# Challenge
Copy out every line exactly, passing over the pictures.
*** Source data ***
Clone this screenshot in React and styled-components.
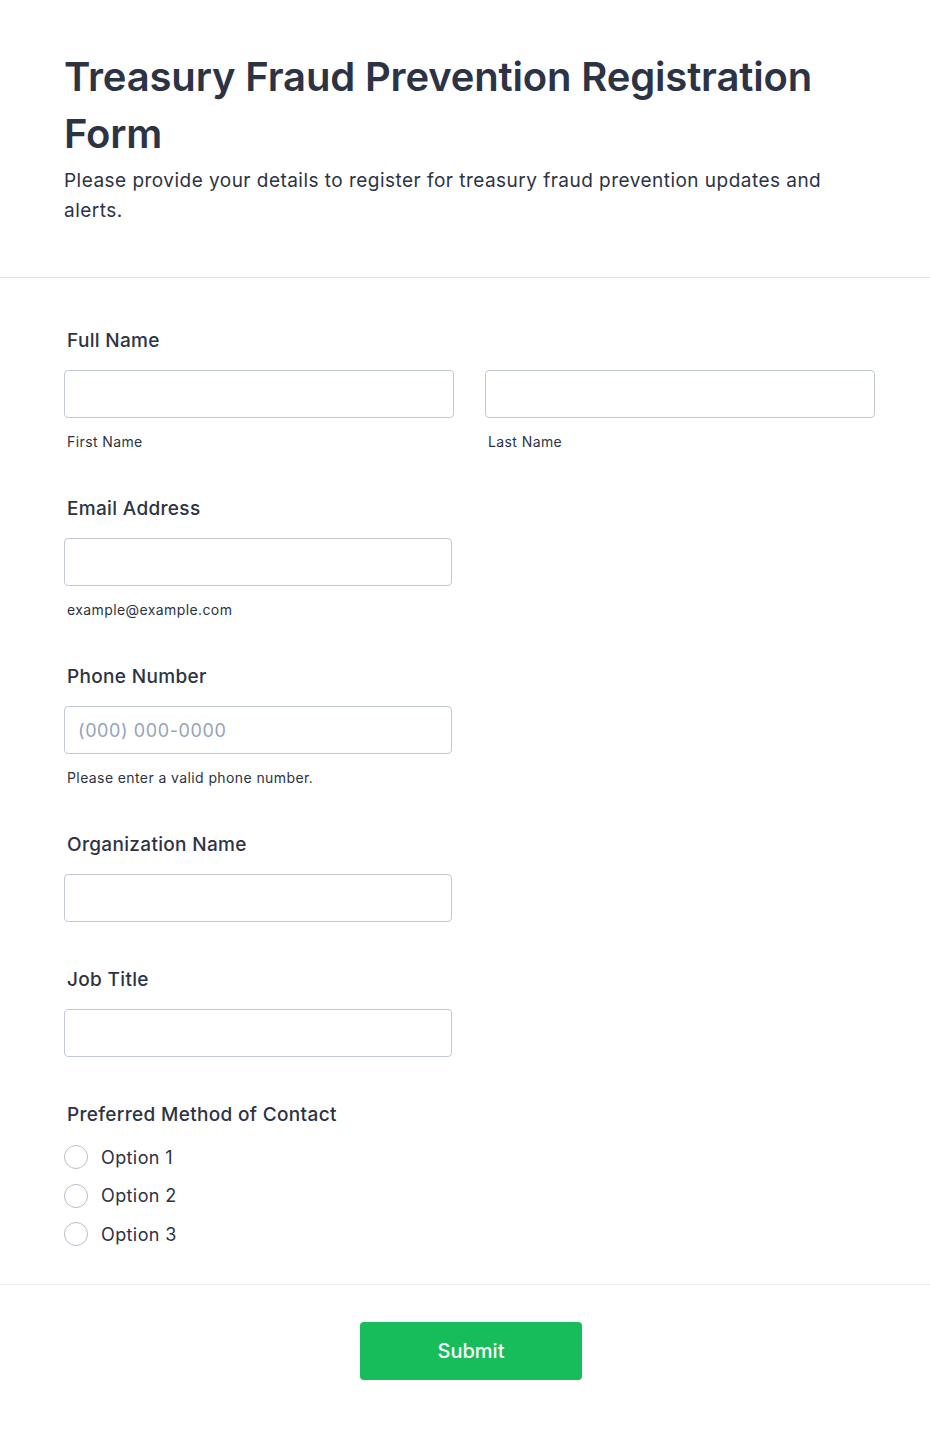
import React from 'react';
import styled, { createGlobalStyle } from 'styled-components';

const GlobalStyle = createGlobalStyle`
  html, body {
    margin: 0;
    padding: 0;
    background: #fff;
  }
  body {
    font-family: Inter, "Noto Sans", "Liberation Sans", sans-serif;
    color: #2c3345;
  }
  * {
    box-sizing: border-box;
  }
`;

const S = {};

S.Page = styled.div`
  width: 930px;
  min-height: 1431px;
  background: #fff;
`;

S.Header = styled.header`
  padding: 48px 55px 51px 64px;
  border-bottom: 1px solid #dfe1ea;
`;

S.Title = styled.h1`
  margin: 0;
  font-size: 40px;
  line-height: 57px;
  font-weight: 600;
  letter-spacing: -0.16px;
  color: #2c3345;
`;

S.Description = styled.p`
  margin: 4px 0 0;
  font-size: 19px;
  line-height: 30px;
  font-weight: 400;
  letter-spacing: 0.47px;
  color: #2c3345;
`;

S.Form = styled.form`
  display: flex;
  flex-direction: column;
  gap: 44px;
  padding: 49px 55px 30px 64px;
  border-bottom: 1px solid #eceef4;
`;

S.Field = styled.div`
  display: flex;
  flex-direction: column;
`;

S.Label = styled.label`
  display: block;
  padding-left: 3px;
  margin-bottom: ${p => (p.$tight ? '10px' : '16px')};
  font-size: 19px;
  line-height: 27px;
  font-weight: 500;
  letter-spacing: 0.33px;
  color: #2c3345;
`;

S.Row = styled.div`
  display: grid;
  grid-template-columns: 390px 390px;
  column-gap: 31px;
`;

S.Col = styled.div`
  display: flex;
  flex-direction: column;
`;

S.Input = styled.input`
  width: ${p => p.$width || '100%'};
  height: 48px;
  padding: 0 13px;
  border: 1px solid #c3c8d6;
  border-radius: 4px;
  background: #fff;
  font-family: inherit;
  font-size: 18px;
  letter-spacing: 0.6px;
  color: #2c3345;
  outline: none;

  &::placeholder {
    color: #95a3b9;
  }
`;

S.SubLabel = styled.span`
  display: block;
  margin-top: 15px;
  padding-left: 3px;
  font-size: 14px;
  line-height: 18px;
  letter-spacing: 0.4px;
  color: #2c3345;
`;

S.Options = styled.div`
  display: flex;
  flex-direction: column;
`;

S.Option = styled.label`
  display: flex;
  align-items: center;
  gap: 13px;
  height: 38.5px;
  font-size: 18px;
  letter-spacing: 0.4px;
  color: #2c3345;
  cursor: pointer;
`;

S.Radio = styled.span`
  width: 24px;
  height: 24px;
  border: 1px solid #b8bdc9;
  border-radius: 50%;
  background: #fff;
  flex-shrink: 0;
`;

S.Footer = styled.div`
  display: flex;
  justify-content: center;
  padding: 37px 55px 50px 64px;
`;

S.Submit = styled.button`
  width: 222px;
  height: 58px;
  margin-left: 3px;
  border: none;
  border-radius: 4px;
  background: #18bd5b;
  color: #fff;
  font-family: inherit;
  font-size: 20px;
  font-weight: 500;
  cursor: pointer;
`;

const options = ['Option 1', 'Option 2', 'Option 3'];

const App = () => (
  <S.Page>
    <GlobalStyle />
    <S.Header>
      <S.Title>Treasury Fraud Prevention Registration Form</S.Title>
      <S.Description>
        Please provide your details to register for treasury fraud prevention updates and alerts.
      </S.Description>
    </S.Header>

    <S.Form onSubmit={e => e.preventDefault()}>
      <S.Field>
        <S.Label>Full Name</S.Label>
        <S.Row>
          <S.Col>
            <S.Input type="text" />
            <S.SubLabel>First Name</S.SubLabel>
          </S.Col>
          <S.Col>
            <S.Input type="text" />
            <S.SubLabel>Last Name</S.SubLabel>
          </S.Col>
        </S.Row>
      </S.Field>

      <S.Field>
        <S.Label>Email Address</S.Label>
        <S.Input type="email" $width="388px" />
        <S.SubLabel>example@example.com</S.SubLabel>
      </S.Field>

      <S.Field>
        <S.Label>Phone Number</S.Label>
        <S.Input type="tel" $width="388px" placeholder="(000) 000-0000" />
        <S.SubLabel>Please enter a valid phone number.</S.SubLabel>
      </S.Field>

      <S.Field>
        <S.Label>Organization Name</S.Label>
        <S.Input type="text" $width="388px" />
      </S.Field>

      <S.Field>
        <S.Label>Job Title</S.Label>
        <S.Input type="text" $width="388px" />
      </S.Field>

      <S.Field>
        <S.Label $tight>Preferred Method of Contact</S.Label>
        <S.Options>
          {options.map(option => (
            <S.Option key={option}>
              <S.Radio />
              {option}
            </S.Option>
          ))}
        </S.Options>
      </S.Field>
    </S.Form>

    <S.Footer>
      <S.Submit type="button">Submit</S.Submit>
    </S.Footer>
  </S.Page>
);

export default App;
***
# The result
Clone this screenshot in React and styled-components.
import React from 'react';
import styled, { createGlobalStyle } from 'styled-components';

const GlobalStyle = createGlobalStyle`
  html, body {
    margin: 0;
    padding: 0;
    background: #fff;
  }
  body {
    font-family: Inter, "Noto Sans", "Liberation Sans", sans-serif;
    color: #2c3345;
  }
  * {
    box-sizing: border-box;
  }
`;

const S = {};

S.Page = styled.div`
  width: 930px;
  min-height: 1431px;
  background: #fff;
`;

S.Header = styled.header`
  padding: 48px 55px 51px 64px;
  border-bottom: 1px solid #dfe1ea;
`;

S.Title = styled.h1`
  margin: 0;
  font-size: 40px;
  line-height: 57px;
  font-weight: 600;
  letter-spacing: -0.16px;
  color: #2c3345;
`;

S.Description = styled.p`
  margin: 4px 0 0;
  font-size: 19px;
  line-height: 30px;
  font-weight: 400;
  letter-spacing: 0.47px;
  color: #2c3345;
`;

S.Form = styled.form`
  display: flex;
  flex-direction: column;
  gap: 44px;
  padding: 49px 55px 30px 64px;
  border-bottom: 1px solid #eceef4;
`;

S.Field = styled.div`
  display: flex;
  flex-direction: column;
`;

S.Label = styled.label`
  display: block;
  padding-left: 3px;
  margin-bottom: ${p => (p.$tight ? '10px' : '16px')};
  font-size: 19px;
  line-height: 27px;
  font-weight: 500;
  letter-spacing: 0.33px;
  color: #2c3345;
`;

S.Row = styled.div`
  display: grid;
  grid-template-columns: 390px 390px;
  column-gap: 31px;
`;

S.Col = styled.div`
  display: flex;
  flex-direction: column;
`;

S.Input = styled.input`
  width: ${p => p.$width || '100%'};
  height: 48px;
  padding: 0 13px;
  border: 1px solid #c3c8d6;
  border-radius: 4px;
  background: #fff;
  font-family: inherit;
  font-size: 18px;
  letter-spacing: 0.6px;
  color: #2c3345;
  outline: none;

  &::placeholder {
    color: #95a3b9;
  }
`;

S.SubLabel = styled.span`
  display: block;
  margin-top: 15px;
  padding-left: 3px;
  font-size: 14px;
  line-height: 18px;
  letter-spacing: 0.4px;
  color: #2c3345;
`;

S.Options = styled.div`
  display: flex;
  flex-direction: column;
`;

S.Option = styled.label`
  display: flex;
  align-items: center;
  gap: 13px;
  height: 38.5px;
  font-size: 18px;
  letter-spacing: 0.4px;
  color: #2c3345;
  cursor: pointer;
`;

S.Radio = styled.span`
  width: 24px;
  height: 24px;
  border: 1px solid #b8bdc9;
  border-radius: 50%;
  background: #fff;
  flex-shrink: 0;
`;

S.Footer = styled.div`
  display: flex;
  justify-content: center;
  padding: 37px 55px 50px 64px;
`;

S.Submit = styled.button`
  width: 222px;
  height: 58px;
  margin-left: 3px;
  border: none;
  border-radius: 4px;
  background: #18bd5b;
  color: #fff;
  font-family: inherit;
  font-size: 20px;
  font-weight: 500;
  cursor: pointer;
`;

const options = ['Option 1', 'Option 2', 'Option 3'];

const App = () => (
  <S.Page>
    <GlobalStyle />
    <S.Header>
      <S.Title>Treasury Fraud Prevention Registration Form</S.Title>
      <S.Description>
        Please provide your details to register for treasury fraud prevention updates and alerts.
      </S.Description>
    </S.Header>

    <S.Form onSubmit={e => e.preventDefault()}>
      <S.Field>
        <S.Label>Full Name</S.Label>
        <S.Row>
          <S.Col>
            <S.Input type="text" />
            <S.SubLabel>First Name</S.SubLabel>
          </S.Col>
          <S.Col>
            <S.Input type="text" />
            <S.SubLabel>Last Name</S.SubLabel>
          </S.Col>
        </S.Row>
      </S.Field>

      <S.Field>
        <S.Label>Email Address</S.Label>
        <S.Input type="email" $width="388px" />
        <S.SubLabel>example@example.com</S.SubLabel>
      </S.Field>

      <S.Field>
        <S.Label>Phone Number</S.Label>
        <S.Input type="tel" $width="388px" placeholder="(000) 000-0000" />
        <S.SubLabel>Please enter a valid phone number.</S.SubLabel>
      </S.Field>

      <S.Field>
        <S.Label>Organization Name</S.Label>
        <S.Input type="text" $width="388px" />
      </S.Field>

      <S.Field>
        <S.Label>Job Title</S.Label>
        <S.Input type="text" $width="388px" />
      </S.Field>

      <S.Field>
        <S.Label $tight>Preferred Method of Contact</S.Label>
        <S.Options>
          {options.map(option => (
            <S.Option key={option}>
              <S.Radio />
              {option}
            </S.Option>
          ))}
        </S.Options>
      </S.Field>
    </S.Form>

    <S.Footer>
      <S.Submit type="button">Submit</S.Submit>
    </S.Footer>
  </S.Page>
);

export default App;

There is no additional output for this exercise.